For a queen- or king-size mattress, the work is more elaborate. When a bed is made larger, new pieces need to be added, which may also mean losing some of the old pieces, but it is a Jenkins’s philosophy to keep as much of the original wood as possible. And when adding new parts, we may actually use old wood, culled from our vast collection of antique bed parts. The beds are always reassembled using the original method of mortise and tenon joinery.
Pairs of twins can be transformed into a king-size bed. The technique is appropriate even for the most ornate beds, since you’re not adding new pieces, but make sure your twins look great when placed side by side. The beds’ design dictates how they will be joined, but the process often involves losing one of the headposts and footposts so that there aren’t two butting clumsily in the center of the new bed. And in most cases, the side rails will need to be replaced or extended.

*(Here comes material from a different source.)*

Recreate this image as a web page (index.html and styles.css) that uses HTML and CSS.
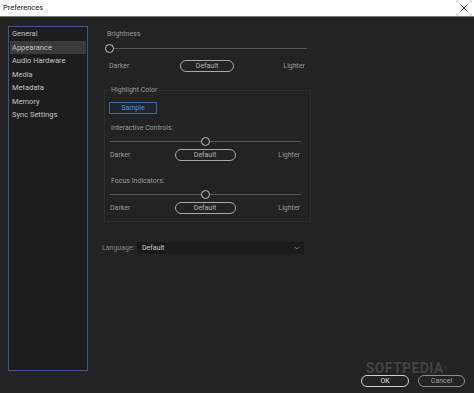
FILE: index.html
```html
<!doctype html>
<html lang="en">
<head>
    <meta charset="UTF-8">
    <title>Preferences</title>
    <link rel="stylesheet" href="styles.css">
</head>
<body>
<div class="titlebar">
    <span class="title">Preferences</span>
    <svg class="close" width="8" height="8" viewBox="0 0 8 8"><path d="M0.5 0.5L7.5 7.5M7.5 0.5L0.5 7.5" stroke="#333" stroke-width="0.9"/></svg>
</div>
<div class="main">
    <ul class="sidebar">
        <li>General</li>
        <li class="active">Appearance</li>
        <li>Audio Hardware</li>
        <li>Media</li>
        <li>Metadata</li>
        <li>Memory</li>
        <li>Sync Settings</li>
    </ul>
    <div class="content">
        <div class="brightness">
            <div class="label">Brightness</div>
            <div class="slider wide"><span class="thumb start"></span></div>
            <div class="range-row">
                <span class="left">Darker</span>
                <button class="pill b1">Default</button>
                <span class="right">Lighter</span>
            </div>
        </div>
        <fieldset class="group">
            <legend>Highlight Color</legend>
            <button class="sample">Sample</button>
            <div class="label sub">Interactive Controls:</div>
            <div class="slider"><span class="thumb mid"></span></div>
            <div class="range-row">
                <span class="left">Darker</span>
                <button class="pill b2">Default</button>
                <span class="right">Lighter</span>
            </div>
            <div class="label sub second">Focus Indicators:</div>
            <div class="slider"><span class="thumb mid"></span></div>
            <div class="range-row">
                <span class="left">Darker</span>
                <button class="pill b2">Default</button>
                <span class="right">Lighter</span>
            </div>
        </fieldset>
        <div class="lang">
            <span class="lang-label">Language:</span>
            <div class="select">
                <span>Default</span>
                <svg width="6" height="4" viewBox="0 0 6 4"><path d="M0.5 0.8L3 3.2L5.5 0.8" fill="none" stroke="#888" stroke-width="0.9"/></svg>
            </div>
        </div>
    </div>
</div>
<div class="footer">
    <span class="mark">SOFTPEDIA<sup>®</sup></span>
    <button class="pill ok">OK</button>
    <button class="pill cancel">Cancel</button>
</div>
</body>
</html>
```

FILE: styles.css
```css
* {
    margin: 0;
    padding: 0;
    list-style: none;
    box-sizing: border-box;
}

body {
    width: 474px;
    height: 393px;
    background: #232323;
    font-family: Roboto, "Noto Sans", sans-serif;
    font-size: 7px;
    color: #9a9a9a;
    overflow: hidden;
}

.titlebar {
    height: 17px;
    background: #fff;
    border-bottom: 1px solid #7c7c7c;
    display: flex;
    align-items: center;
    justify-content: space-between;
    padding: 0 6px 1px 3px;
}

.title {
    font-size: 7.5px;
    color: #222;
}

.main {
    display: flex;
    align-items: flex-start;
    padding: 9px 0 0 8px;
}

.sidebar {
    width: 80px;
    height: 345px;
    border: 1px solid #37598b;
    background: #1d1d1d;
    padding: 0 1px;
    font-size: 7.5px;
    color: #c2c2c2;
}

.sidebar li {
    height: 13.5px;
    line-height: 13.5px;
    padding-left: 2px;
}

.sidebar li.active {
    background: #3b3b3b;
}

.content {
    margin-left: 14px;
    width: 210px;
    padding-top: 3px;
}

.label {
    line-height: 10px;
}

.brightness {
    margin-left: 3px;
    width: 202px;
}

.brightness .label {
    padding-left: 2px;
}

.slider {
    position: relative;
    height: 9px;
    margin-top: 4px;
    margin-right: 9px;
}

.slider::before {
    content: '';
    position: absolute;
    left: 0;
    right: 0;
    top: 4px;
    height: 1px;
    background: #585858;
}

.slider.wide {
    margin-top: 5px;
    margin-right: 0;
}

.slider.wide::before {
    left: 8px;
}

.thumb {
    position: absolute;
    top: 0;
    width: 9px;
    height: 9px;
    border: 1.4px solid #c4c4c4;
    border-radius: 50%;
    background: #232323;
}

.thumb.start {
    left: 0;
}

.thumb.mid {
    left: calc(50% - 4.5px);
}

.range-row {
    display: grid;
    grid-template-columns: 1fr auto 1fr;
    align-items: center;
    height: 12px;
    margin-top: 3px;
}

.brightness .range-row {
    margin-top: 7px;
    padding: 0 2px 0 4px;
}

.group .range-row {
    margin-right: 10px;
}

.range-row .right {
    justify-self: end;
}

.pill {
    height: 12px;
    border: 1px solid #a8a8a8;
    border-radius: 6px;
    background: transparent;
    color: #b4b4b4;
    font-family: Roboto, "Noto Sans", sans-serif;
    font-size: 7px;
    line-height: 10px;
}

.b1 {
    width: 54px;
}

.b2 {
    width: 61px;
}

.group {
    margin: 13px 0 0 2px;
    width: 207px;
    border: 1px solid #2f2f2f;
    padding: 0 0 7px 5px;
}

.group legend {
    line-height: 10px;
    padding: 0 1px;
}

.sample {
    display: block;
    width: 48px;
    height: 12px;
    margin: 7px 0 0 -1px;
    border: 1px solid #3b6aa3;
    background: #1e2632;
    color: #5a95d8;
    font-family: Roboto, "Noto Sans", sans-serif;
    font-size: 7px;
}

.sub {
    margin-top: 9px;
    padding-left: 1px;
}

.sub.second {
    margin-top: 15px;
}

.lang {
    display: flex;
    align-items: center;
    margin-top: 20px;
    height: 12px;
}

.lang-label {
    width: 35px;
    color: #858585;
}

.select {
    width: 167px;
    height: 12px;
    background: #1b1b1b;
    display: flex;
    align-items: center;
    justify-content: space-between;
    padding: 0 4px 0 5px;
    color: #c8c8c8;
}

.footer {
    position: relative;
    display: flex;
    justify-content: flex-end;
    gap: 9px;
    margin-top: 4px;
    padding-right: 9px;
}

.ok {
    width: 48px;
    border-color: #d0d0d0;
    color: #e0e0e0;
}

.cancel {
    width: 47px;
    border-color: #8e8e8e;
    color: #a0a0a0;
}

.mark {
    position: absolute;
    right: 26px;
    top: -13px;
    font-size: 14px;
    font-weight: bold;
    line-height: 13px;
    color: rgba(190, 190, 190, 0.22);
    letter-spacing: 0.4px;
}

.mark sup {
    font-size: 5px;
    vertical-align: top;
}
```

When you’re looking for an old bed, antiques stores may not actually be your best sources. Many dealers don’t carry beds at all because they take up too much room and because the market for beds just isn’t as strong as for other furniture. In addition to specialty stores, estate sales and auctions are well worth combing for beds (and don’t forget to check relatives’ attics and basements). When you find one you love, you may pleasantly surprised by the price tag. Antique beds can even cost less than a good reproduction; they start at about $3,500 and many are less than $5,000.
And if you have it resized, it won’t just be more comfortable to stretch out in, but it will probably be sturdier, as well; during the restoration process, Leonards makes sure the piece is ready for several more generations of use. “A bed has to be sound. It can’t squeak or creak”, says Jenkins, who guarantees his beds for as long as you own them. “I figure that’s safe”, he says, “because they’re already been around for a couple hundred years.”